In 1882, the ‘Standard Oil Trust’ was established to consolidate the various holdings of the company. Rockefeller and eight other trustees controlled the 41 companies in the trust whose assets included 20,000 domestic wells, 4,000 miles of pipeline, 5,000 tank cars, and over 100,000 employees.
Over time, ‘Standard Oil’ adapted to the changing market demands. It ventured into European market, expanded into natural gas production in the U.S., and supplied gasoline for automobiles.
Eventually, the public and the U.S. Congress got wary of Standard Oil’s monopolistic business practices. ‘The Sherman Antitrust Act of 1890’ and the verdict of Ohio Supreme Court in 1892 resulted in the dissolution of the trust. Nevertheless, the overall hierarchy of ‘Standard’ remained in place.

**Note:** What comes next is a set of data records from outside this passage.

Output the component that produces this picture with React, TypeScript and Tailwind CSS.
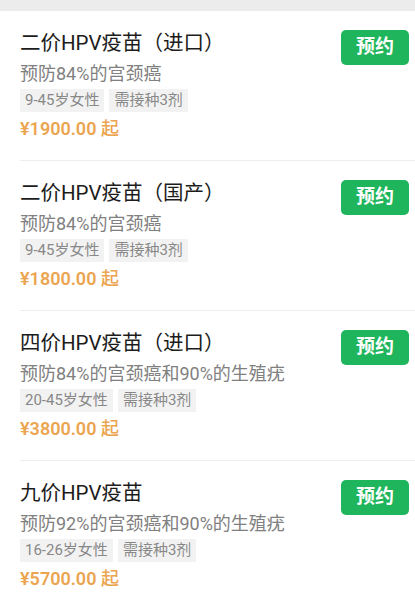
const vaccines = [
  {
    title: "二价HPV疫苗（进口）",
    desc: "预防84%的宫颈癌",
    age: "9-45岁女性",
    doses: "需接种3剂",
    price: "¥1900.00",
  },
  {
    title: "二价HPV疫苗（国产）",
    desc: "预防84%的宫颈癌",
    age: "9-45岁女性",
    doses: "需接种3剂",
    price: "¥1800.00",
  },
  {
    title: "四价HPV疫苗（进口）",
    desc: "预防84%的宫颈癌和90%的生殖疣",
    age: "20-45岁女性",
    doses: "需接种3剂",
    price: "¥3800.00",
  },
  {
    title: "九价HPV疫苗",
    desc: "预防92%的宫颈癌和90%的生殖疣",
    age: "16-26岁女性",
    doses: "需接种3剂",
    price: "¥5700.00",
  },
];

const App = () => {
  return (
    <div
      className="w-[415px] h-[609px] overflow-hidden bg-white"
      style={{ fontFamily: 'Roboto, "Noto Sans CJK SC", sans-serif' }}
    >
      {/* top strip */}
      <div className="h-[11px] bg-[#ececec]" />

      {vaccines.map((v, i) => (
        <div key={v.title} className="pl-5">
          <div
            className={`h-[150px] flex justify-between pt-[18px] pr-[6px] ${
              i < vaccines.length - 1 ? "border-b border-[#eeeeee]" : ""
            }`}
          >
            <div className="flex flex-col">
              <h3 className="text-[20.5px] leading-[28px] text-[#1c1c1c]">
                {v.title}
              </h3>
              <p className="mt-[5px] text-[18px] leading-[24px] text-[#808080]">
                {v.desc}
              </p>
              <div className="mt-[3px] flex gap-[5px]">
                <span className="h-[23px] px-[5px] flex items-center bg-[#f2f2f2] text-[15px] text-[#888888]">
                  {v.age}
                </span>
                <span className="h-[23px] px-[5px] flex items-center bg-[#f2f2f2] text-[15px] text-[#888888]">
                  {v.doses}
                </span>
              </div>
              <p className="mt-[5px] text-[18px] leading-[24px] font-semibold text-[#eba550]">
                {v.price} <span className="font-medium">起</span>
              </p>
            </div>
            <button className="mt-[1px] w-[68px] h-[35px] rounded-[5px] bg-[#1fb55c] text-white text-[19px] font-bold">
              预约
            </button>
          </div>
        </div>
      ))}
    </div>
  );
};

export default App;
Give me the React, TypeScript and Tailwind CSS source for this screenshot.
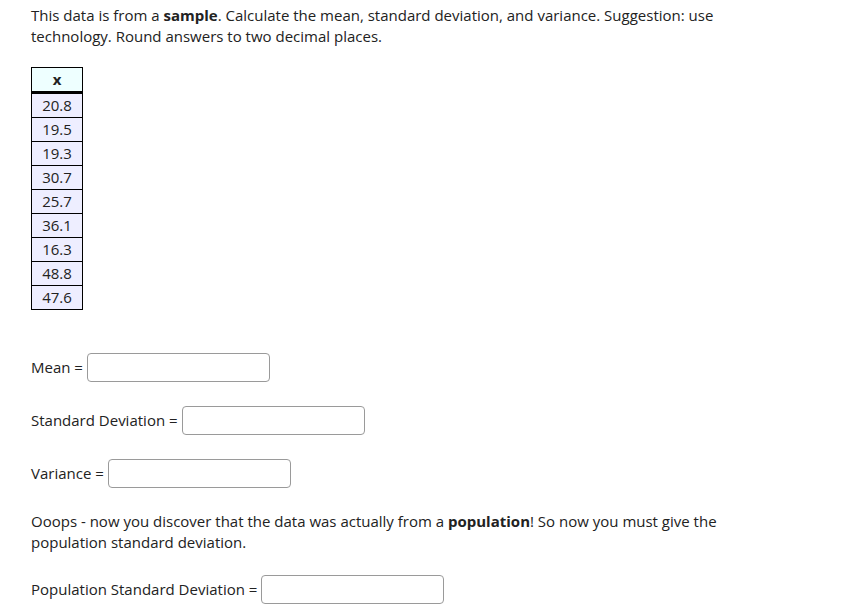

Rockefeller later ventured into iron ore and ore transportation, resulting in a clash with steel tycoon Andrew Carnegie. He also acquired leases for crude oil production in Ohio, Indiana, and West Virginia. In 1895, at the age of 56, he took retirement from the daily operations of the business.
In 1909, New Jersey allowed the trust to be re-created in the form of a single holding company. Rockefeller retained his nominal title as president and kept his stock. In 1911, the Supreme Court of the U.S. found the company in violation of the ‘Sherman Antitrust Act.’
As a result, the ‘Standard Oil Company’ was broken up into 34 new companies. Rockefeller held over 25% of its stock at the time of its breakup. All the stockholders received fair shares in each of the 34 companies. Over the next decade, the companies' combined net worth increased manifold and Rockefeller’s personal wealth reached $900 million.